* BEGIN *
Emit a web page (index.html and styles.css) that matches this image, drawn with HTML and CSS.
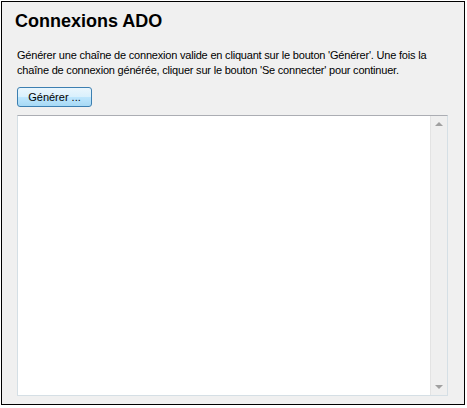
FILE: index.html
```html
<!DOCTYPE html>
<html lang="fr">
<head>
  <meta charset="UTF-8">
  <title>Connexions ADO</title>
  <link rel="stylesheet" href="styles.css">
</head>
<body>
  <div class="frame">
    <h1 class="title">Connexions ADO</h1>
    <p class="intro">Générer une chaîne de connexion valide en cliquant sur le bouton 'Générer'. Une fois la chaîne de connexion générée, cliquer sur le bouton 'Se connecter' pour continuer.</p>
    <button class="btn">Générer ...</button>
    <div class="box">
      <div class="box-text"></div>
      <div class="scroll">
        <span class="arrow up"></span>
        <span class="arrow down"></span>
      </div>
    </div>
  </div>
</body>
</html>
```

FILE: styles.css
```css
html, body { margin:0;padding:0;background:#fff }
body { padding:1px 0 0 1px;font-family:"Liberation Sans", Arial, sans-serif }
.frame { width:462px;height:402px;border:1px solid #000;background:#f0f0f0;display:flex;flex-direction:column }
.title { margin:8px 0 0 13px;font-size:18px;font-weight:bold;line-height:22px;color:#000 }
.intro { margin:16px 14px 0 15px;font-size:11px;letter-spacing:-0.2px;line-height:15px;color:#000 }
.btn { align-self:flex-start;margin:9px 0 0 15px;width:75px;height:20px;padding:0;font:11px "Liberation Sans", Arial, sans-serif;color:#000;border:1px solid #3c7fb1;border-radius:3px;background:linear-gradient(#eaf6fd, #d9f0fc 50%, #bee6fd 51%, #a7d9f5) }
.box { margin:8px 0 0 15px;width:429px;height:279px;border:1px solid #d5dfe5;border-top-color:#abadb3;background:#fff;display:flex }
.box-text { flex:1 }
.scroll { width:16px;background:#efefef;border-left:1px solid #e3e3e3;display:flex;flex-direction:column;justify-content:space-between;align-items:center;padding:6px 0 }
.arrow { width:0;height:0;border-left:4px solid transparent;border-right:4px solid transparent }
.arrow.up { border-bottom:4px solid #a0a0a0 }
.arrow.down { border-top:4px solid #a0a0a0 }
```
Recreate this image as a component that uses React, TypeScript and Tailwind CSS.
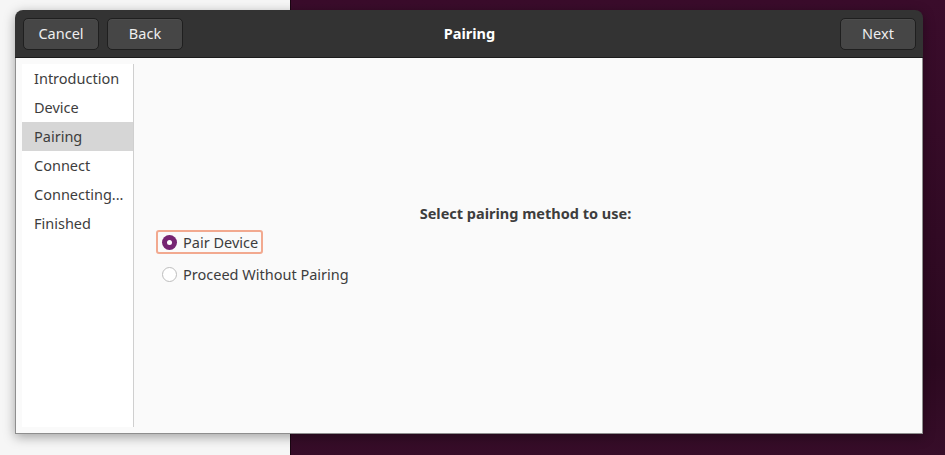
import React, { useState } from 'react';

const STEPS = ['Introduction', 'Device', 'Pairing', 'Connect', 'Connecting...', 'Finished'];

const HeaderButton: React.FC<{ label: string }> = ({ label }) => (
  <button className="h-[32px] w-[76px] rounded-[5px] border border-[#1f1f1f] bg-[#464646] text-[14.5px] text-[#eeeeee] shadow-[inset_0_1px_0_rgba(255,255,255,0.04)]">
    {label}
  </button>
);

const Radio: React.FC<{ checked: boolean }> = ({ checked }) =>
  checked ? (
    <span className="flex h-[15px] w-[15px] shrink-0 items-center justify-center rounded-full bg-[#762572]">
      <span className="h-[5px] w-[5px] rounded-full bg-white" />
    </span>
  ) : (
    <span className="h-[15px] w-[15px] shrink-0 rounded-full border border-[#bdbdbd] bg-white" />
  );

export default function App() {
  const [method, setMethod] = useState(0);
  const options = ['Pair Device', 'Proceed Without Pairing'];

  return (
    <div
      className="relative h-[455px] w-[945px] overflow-hidden text-[#3d3d3d]"
      style={{ fontFamily: '"Noto Sans", "Open Sans", sans-serif' }}
    >
      {/* desktop behind the window */}
      <div className="absolute inset-0 flex">
        <div className="w-[290px] bg-[#f6f6f6]" />
        <div className="w-px bg-[#1a0612]" />
        <div className="flex-1 bg-[linear-gradient(to_bottom,#3a0c2b,#2c0920_80%,#370d29)]" />
      </div>

      <div className="relative ml-[15px] mt-[10px] flex h-[424px] w-[908px] flex-col overflow-hidden rounded-t-[8px] shadow-[0_3px_12px_rgba(0,0,0,0.35)]">
        <div className="grid h-[48px] shrink-0 grid-cols-[1fr_auto_1fr] items-center border-b border-[#1c1c1c] bg-[#333333] pl-[8px] pr-[7px]">
          <div className="flex gap-[8px]">
            <HeaderButton label="Cancel" />
            <HeaderButton label="Back" />
          </div>
          <div className="text-[14.5px] font-bold text-white">Pairing</div>
          <div className="flex justify-end">
            <HeaderButton label="Next" />
          </div>
        </div>

        <div className="flex flex-1 border-x border-b border-[#8e8e8e] bg-[#fafafa]">
          <div className="my-[6px] ml-[6px] w-[112px] border-r border-[#cfcfcf] bg-white">
            {STEPS.map((s, i) => (
              <div
                key={s}
                className={`flex h-[29px] items-center pl-[12px] text-[14.5px] ${i === 2 ? 'bg-[#d6d6d6]' : ''}`}
              >
                {s}
              </div>
            ))}
          </div>

          <div className="flex flex-1 flex-col justify-center pb-[2px] pl-[22px] pr-[27px]">
            <div className="mb-[6px] text-center text-[14.5px] font-bold">Select pairing method to use:</div>
            <div className="flex flex-col gap-[8px]">
              {options.map((o, i) => (
                <button
                  key={o}
                  onClick={() => setMethod(i)}
                  className={`flex h-[24px] w-fit items-center gap-[6px] rounded-[3px] border-2 pl-[4px] pr-[3px] text-[14.5px] ${
                    i === 0 ? 'border-[#f2a98f]' : 'border-transparent'
                  }`}
                >
                  <Radio checked={method === i} />
                  <span>{o}</span>
                </button>
              ))}
            </div>
          </div>
        </div>
      </div>
    </div>
  );
}
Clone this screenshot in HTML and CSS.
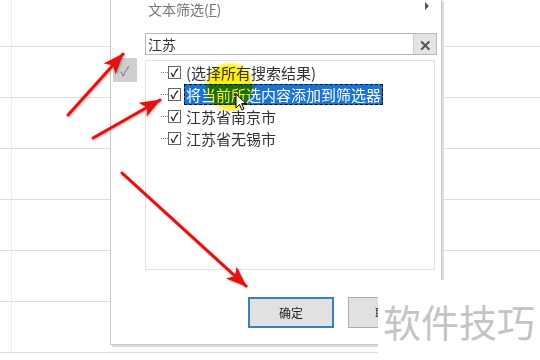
FILE: index.html
```html
<!DOCTYPE html>
<html>
<head>
  <meta name="viewport" content="width=device-width, initial-scale=1">
  <meta charset="UTF-8">
  <link rel="stylesheet" href="styles.css">
</head>
<body>
  <div class="sheet">
    <div class="row first"><div class="cell-a"></div><div class="cell-b"></div></div>
    <div class="row"><div class="cell-a"></div><div class="cell-b"></div></div>
    <div class="row"><div class="cell-a"></div><div class="cell-b"></div></div>
    <div class="row"><div class="cell-a"></div><div class="cell-b"></div></div>
    <div class="row"><div class="cell-a"></div><div class="cell-b"></div></div>
    <div class="row"><div class="cell-a"></div><div class="cell-b"></div></div>
    <div class="row"><div class="cell-a"></div><div class="cell-b"></div></div>
  </div>

  <div class="dialog">
    <div class="menu-row">
      <span>文本筛选(<u>F</u>)</span>
      <span class="sub-arrow"></span>
    </div>
    <div class="search">
      <span class="search-text">江苏</span>
      <span class="clear">✕</span>
    </div>
    <div class="body-row">
      <div class="gutter"><div class="tick">✓</div></div>
      <div class="list">
        <div class="item"><span class="dash"></span><span class="box">✓</span><span class="label">(选择所有搜索结果)</span></div>
        <div class="item"><span class="dash"></span><span class="box">✓</span><span class="label selected">将当前所选内容添加到筛选器</span></div>
        <div class="item"><span class="dash"></span><span class="box">✓</span><span class="label">江苏省南京市</span></div>
        <div class="item"><span class="dash"></span><span class="box">✓</span><span class="label">江苏省无锡市</span></div>
      </div>
    </div>
    <div class="buttons">
      <button class="btn ok">确定</button>
      <button class="btn cancel">取消</button>
    </div>
  </div>

  <div class="spot"></div>
  <svg class="cursor" width="14" height="20" viewBox="0 0 14 20">
    <path d="M1 1 L1 15 L4.5 11.5 L7 17 L9 16 L6.6 10.6 L11 10.6 Z" fill="#fff" stroke="#000" stroke-width="1"/>
  </svg>

  <svg class="arrows" width="540" height="360" viewBox="0 0 540 360">
    <defs>
      <marker id="head" markerUnits="userSpaceOnUse" markerWidth="22" markerHeight="16" refX="20" refY="8" orient="auto">
        <path d="M0 0 L21 8 L0 16 L5 8 Z" fill="#e3120f"/>
      </marker>
    </defs>
    <g stroke="#e3120f" stroke-width="3" stroke-linecap="round" fill="none" marker-end="url(#head)">
      <line x1="68" y1="115" x2="123" y2="54"/>
      <line x1="93" y1="138" x2="160" y2="100"/>
      <line x1="122" y1="173" x2="246" y2="286"/>
    </g>
  </svg>

  <div class="watermark">软件技巧</div>
</body>
</html>
```

FILE: styles.css
```css
html, body {
  margin: 0;
  padding: 0;
  width: 540px;
  height: 360px;
  overflow: hidden;
  background: #fff;
  font-family: "Noto Sans CJK SC", "Noto Sans", sans-serif;
}

body {
  position: relative;
}

.sheet {
  display: flex;
  flex-direction: column;
}

.row {
  display: grid;
  grid-template-columns: 12px 1fr;
  height: 50px;
  border-bottom: 1px solid #dedede;
}

.row.first {
  height: 46px;
}

.cell-a {
  border-right: 1px solid #ececec;
}

.dialog {
  position: absolute;
  left: 110px;
  top: -1px;
  width: 330px;
  height: 344px;
  background: #fff;
  border: 1px solid #c9c9c9;
  box-shadow: 2px 2px 0 #dcdcdc;
  display: flex;
  flex-direction: column;
}

.menu-row {
  height: 33px;
  display: flex;
  align-items: center;
  justify-content: space-between;
  padding: 0 12px 0 37px;
  margin-top: -8px;
  font-size: 14px;
  color: #777;
}

.menu-row u {
  text-decoration: underline;
}

.sub-arrow {
  width: 0;
  height: 0;
  border-top: 4px solid transparent;
  border-bottom: 4px solid transparent;
  border-left: 4px solid #555;
  margin-top: -6px;
}

.search {
  margin: 8px 4px 0 34px;
  height: 20px;
  border: 1px solid #b9b9b9;
  display: flex;
  align-items: center;
  justify-content: space-between;
}

.search-text {
  font-size: 14px;
  color: #333;
  padding-left: 2px;
}

.clear {
  width: 22px;
  height: 20px;
  background: #e4e4e4;
  border-left: 1px solid #cfcfcf;
  color: #555;
  font-size: 15px;
  font-weight: bold;
  display: flex;
  align-items: center;
  justify-content: center;
}

.body-row {
  display: flex;
  margin-top: 3px;
}

.gutter {
  width: 34px;
}

.tick {
  width: 24px;
  height: 24px;
  margin-left: 2px;
  background: #cfcfcf;
  color: #777;
  font-size: 13px;
  display: flex;
  align-items: center;
  justify-content: center;
}

.list {
  width: 288px;
  height: 208px;
  margin-top: 2px;
  border: 1px solid #e2e2e2;
}

.item {
  height: 22px;
  display: flex;
  align-items: center;
  font-size: 15px;
  color: #333;
}

.dash {
  width: 7px;
  height: 0;
  border-top: 1px dotted #777;
  margin-left: 15px;
}

.box {
  width: 11px;
  height: 11px;
  border: 1px solid #666;
  font-size: 11px;
  font-weight: bold;
  line-height: 11px;
  text-align: center;
  color: #111;
  background: #fff;
}

.label {
  margin-left: 5px;
  white-space: nowrap;
  line-height: 19px;
}

.selected {
  margin-left: 3px;
  padding: 0 1px;
  background: #1a74d6;
  color: #fff;
  border: 1px dashed #111;
}

.buttons {
  display: flex;
  gap: 14px;
  margin: 27px 0 0 137px;
}

.btn {
  width: 86px;
  height: 31px;
  font-family: "Noto Sans CJK SC", sans-serif;
  font-size: 12px;
  color: #222;
  background: #e1e1e1;
  border: 1px solid #adadad;
  padding: 0;
}

.btn.ok {
  border: 2px solid #3d7fbf;
  box-shadow: inset 0 0 0 1px #cfe4f7;
}

.btn.cancel {
  text-align: left;
  padding-left: 26px;
}

.spot {
  position: absolute;
  left: 204px;
  top: 61px;
  width: 52px;
  height: 52px;
  border-radius: 50%;
  background: radial-gradient(circle closest-side, rgba(255, 236, 0, 0.92) 78%, rgba(255, 240, 0, 0) 100%);
  mix-blend-mode: multiply;
}

.cursor {
  position: absolute;
  left: 235px;
  top: 93px;
}

.arrows {
  position: absolute;
  left: 0;
  top: 0;
  filter: drop-shadow(1px 1px 1px rgba(120, 0, 0, 0.35));
}

.watermark {
  position: absolute;
  left: 378px;
  top: 280px;
  width: 162px;
  height: 80px;
  background: #fff;
  color: #c4c4c4;
  font-size: 38px;
  display: flex;
  align-items: center;
  padding-left: 5px;
  box-sizing: border-box;
}
```
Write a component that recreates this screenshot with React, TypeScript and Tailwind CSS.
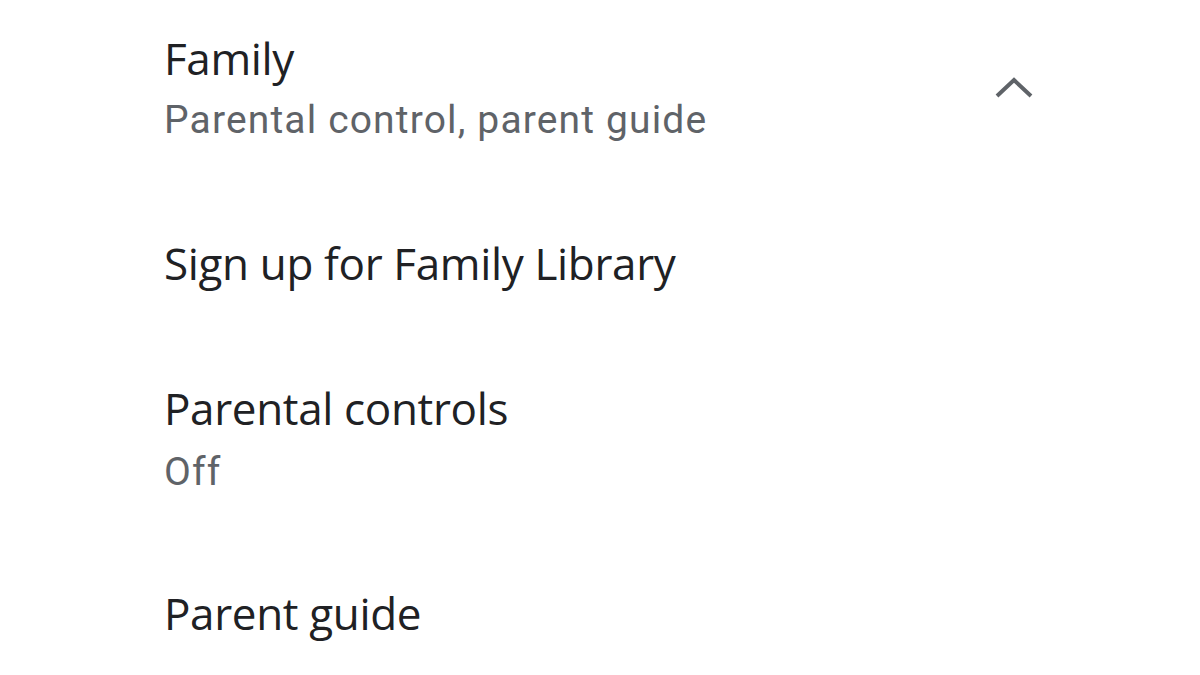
* END *
Stated exercise —
Pull out each line of the records holding the string "Tailwind".

Correct result —
Recreate this image as a component that uses React, TypeScript and Tailwind CSS.
Write a component that recreates this screenshot with React, TypeScript and Tailwind CSS.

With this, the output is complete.